▶ [Written exercise]: Extract and list every line that contains the word "with".

▶ [Data for processing]:
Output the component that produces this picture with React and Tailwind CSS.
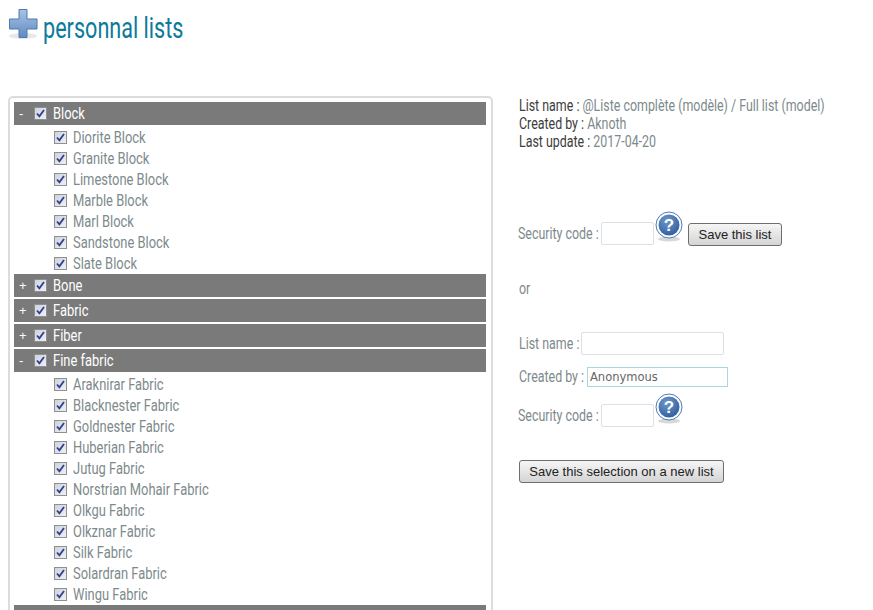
const groups = [
  { name: 'Block', open: true, items: ['Diorite Block', 'Granite Block', 'Limestone Block', 'Marble Block', 'Marl Block', 'Sandstone Block', 'Slate Block'] },
  { name: 'Bone' },
  { name: 'Fabric' },
  { name: 'Fiber' },
  { name: 'Fine fabric', open: true, items: ['Araknirar Fabric', 'Blacknester Fabric', 'Goldnester Fabric', 'Huberian Fabric', 'Jutug Fabric', 'Norstrian Mohair Fabric', 'Olkgu Fabric', 'Olkznar Fabric', 'Silk Fabric', 'Solardran Fabric', 'Wingu Fabric'] },
  { name: 'Fine leather' },
]

function Narrow({ className = '', children }) {
  return <span className={`block whitespace-nowrap origin-left scale-x-[0.73] text-[17px] ${className}`}>{children}</span>
}

function ListText({ children }) {
  return <span className="block ml-[6px] whitespace-nowrap origin-left scale-x-[0.76] text-[17px]">{children}</span>
}

function Check() {
  return (
    <span className="w-[13px] h-[13px] shrink-0 border border-[#8e8f8f] bg-gradient-to-br from-[#cfd2da] to-[#eef0f4] flex items-center justify-center">
      <svg width="9" height="9" viewBox="0 0 9 9">
        <path d="M1 4.5 L3.4 7.4 L8 1" fill="none" stroke="#2f3f8f" strokeWidth="1.8" />
      </svg>
    </span>
  )
}

function Group({ name, open, items }) {
  return (
    <div>
      <div className="h-[23px] bg-[#7a7a7a] text-white flex items-center mb-[2px]">
        <span className="w-[20px] pl-[5px] text-[13px] font-['Liberation_Sans',sans-serif]">{open ? '-' : '+'}</span>
        <Check />
        <ListText>{name}</ListText>
      </div>
      {open ? (
        <div>
          {items.map((it) => (
            <div key={it} className="h-[21px] pl-[40px] flex items-center text-[#7d8a8c]">
              <Check />
              <ListText>{it}</ListText>
            </div>
          ))}
        </div>
      ) : null}
    </div>
  )
}

function Help() {
  return (
    <svg width="30" height="32" viewBox="0 0 30 32" className="shrink-0 self-start -mt-[11px]">
      <defs>
        <radialGradient id="helpBlue" cx="0.4" cy="0.3" r="0.8">
          <stop offset="0" stopColor="#6f97c8" />
          <stop offset="1" stopColor="#2b5a9c" />
        </radialGradient>
      </defs>
      <ellipse cx="15" cy="28" rx="11" ry="2.5" fill="#c8c8c8" opacity="0.7" />
      <circle cx="15" cy="14" r="13" fill="#fff" stroke="#4f7cb4" strokeWidth="1" />
      <circle cx="15" cy="14" r="10.5" fill="url(#helpBlue)" />
      <text x="15" y="20" textAnchor="middle" fontSize="17" fontWeight="700" fill="#fff" fontFamily="Liberation Sans, sans-serif">?</text>
    </svg>
  )
}

function Plus() {
  return (
    <svg width="30" height="32" viewBox="0 0 30 32" className="shrink-0">
      <defs>
        <linearGradient id="plusBlue" x1="0" y1="0" x2="0" y2="1">
          <stop offset="0" stopColor="#a9c3e4" />
          <stop offset="1" stopColor="#5f8ac2" />
        </linearGradient>
      </defs>
      <ellipse cx="14" cy="28" rx="14" ry="3" fill="#e8e8e8" />
      <path d="M10 1.5 H18 V11 H28 V21 H18 V29.5 H10 V21 H0.5 V11 H10 Z" fill="url(#plusBlue)" stroke="#4f78b0" />
    </svg>
  )
}

function Button({ children, className }) {
  return (
    <button className={`h-[23px] border border-[#6e6e6e] rounded-[3px] bg-gradient-to-b from-[#f6f6f6] to-[#d4d4d4] text-[13px] text-[#222] font-['Liberation_Sans',sans-serif] ${className}`}>
      {children}
    </button>
  )
}

function Field({ className }) {
  return <input className={`h-[23px] border border-[#dcdfe6] rounded-[2px] bg-white ${className}`} />
}

export default function App() {
  return (
    <div className="h-[610px] overflow-hidden bg-white font-['Roboto',sans-serif]">
      <div className="h-[96px] pl-[9px] pt-[8px] flex items-start">
        <Plus />
        <h1 className="ml-[4px] mt-[3px] text-[29px] leading-[34px] whitespace-nowrap origin-left scale-x-[0.745] text-[#0b7a9b]">personnal lists</h1>
      </div>
      <div className="flex items-start">
        <div className="ml-[8px] w-[485px] h-[600px] border-2 border-[#dcdcdc] rounded-[5px] pl-[4px] pr-[5px] pt-[4px] shrink-0">
          {groups.map((g) => <Group key={g.name} {...g} />)}
        </div>
        <div className="ml-[26px] w-[340px] text-[#7d8a8c]">
          <div className="leading-[18px]">
            <Narrow><span className="text-[#3c3c3c]">List name : </span>@Liste complète (modèle) / Full list (model)</Narrow>
            <Narrow><span className="text-[#3c3c3c]">Created by : </span>Aknoth</Narrow>
            <Narrow><span className="text-[#3c3c3c]">Last update : </span>2017-04-20</Narrow>
          </div>
          <div className="mt-[72px] flex items-center h-[23px]">
            <Narrow className="w-[83px] -ml-[1px]">Security code :</Narrow>
            <Field className="w-[53px]" />
            <Help />
            <Button className="ml-[4px] mt-[2px] w-[94px]">Save this list</Button>
          </div>
          <Narrow className="mt-[33px] leading-[20px]">or</Narrow>
          <div className="mt-[34px] flex items-center h-[23px]">
            <Narrow className="w-[62px]">List name :</Narrow>
            <Field className="w-[143px]" />
          </div>
          <div className="mt-[12px] flex items-center h-[20px]">
            <Narrow className="w-[68px]">Created by :</Narrow>
            <input className="h-[20px] w-[141px] border border-[#a9d6e5] px-[2px] text-[11.5px] text-[#666] font-['DejaVu_Sans',sans-serif]" defaultValue="Anonymous" />
          </div>
          <div className="mt-[17px] flex items-center h-[23px]">
            <Narrow className="w-[83px] -ml-[1px]">Security code :</Narrow>
            <Field className="w-[53px]" />
            <Help />
          </div>
          <Button className="mt-[33px] w-[205px] block">Save this selection on a new list</Button>
        </div>
      </div>
    </div>
  )
}
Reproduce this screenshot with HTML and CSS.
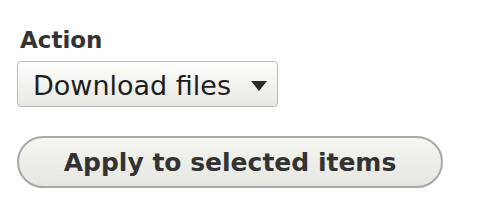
FILE: index.html
```html
<!DOCTYPE html>
<html lang="en">
<head>
    <meta charset="UTF-8">
    <title>Bulk operations</title>
    <link rel="stylesheet" href="styles.css">
</head>
<body>
    <form class="bulk-form">
        <label class="form-label" for="action">Action</label>
        <div class="select-wrap">
            <select class="form-select" id="action">
                <option>Download files</option>
                <option>Delete files</option>
            </select>
            <svg class="select-arrow" width="16" height="10" viewBox="0 0 16 10">
                <path d="M0 0 H16 L8 10 Z" fill="#2b2b2b"/>
            </svg>
        </div>
        <button class="apply-button" type="button">Apply to selected items</button>
    </form>
</body>
</html>
```

FILE: styles.css
```css
* {
    margin: 0;
    padding: 0;
    box-sizing: border-box;
}

body {
    font-family: 'DejaVu Sans', 'Liberation Sans', sans-serif;
    background: #fff;
    color: #333;
}

.bulk-form {
    display: flex;
    flex-direction: column;
    align-items: flex-start;
    padding: 27px 17px 0;
}

.form-label {
    font-size: 23px;
    line-height: 26px;
    font-weight: bold;
    color: #333;
    margin-left: 3px;
}

.select-wrap {
    position: relative;
    margin-top: 8px;
}

.form-select {
    appearance: none;
    -webkit-appearance: none;
    display: block;
    width: 261px;
    height: 46px;
    padding: 2px 40px 0 15px;
    font-family: inherit;
    font-size: 27px;
    color: #1e1e1e;
    background: linear-gradient(to bottom, #fdfdfb 0%, #f1f1ec 60%, #e9e9e3 100%);
    border: 1px solid #b9b9b6;
    border-radius: 4px;
    outline: none;
}

.select-arrow {
    position: absolute;
    right: 11px;
    top: 20px;
    pointer-events: none;
}

.apply-button {
    margin-top: 29px;
    width: 426px;
    height: 52px;
    font-family: inherit;
    font-size: 25px;
    font-weight: bold;
    color: #333;
    background: linear-gradient(to bottom, #f5f5f1 0%, #ededE8 60%, #e6e6e0 100%);
    border: 2px solid #a8a8a6;
    border-radius: 26px;
    cursor: pointer;
}
```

▶ [Response]:
Output the component that produces this picture with React and Tailwind CSS.
Reproduce this screenshot with HTML and CSS.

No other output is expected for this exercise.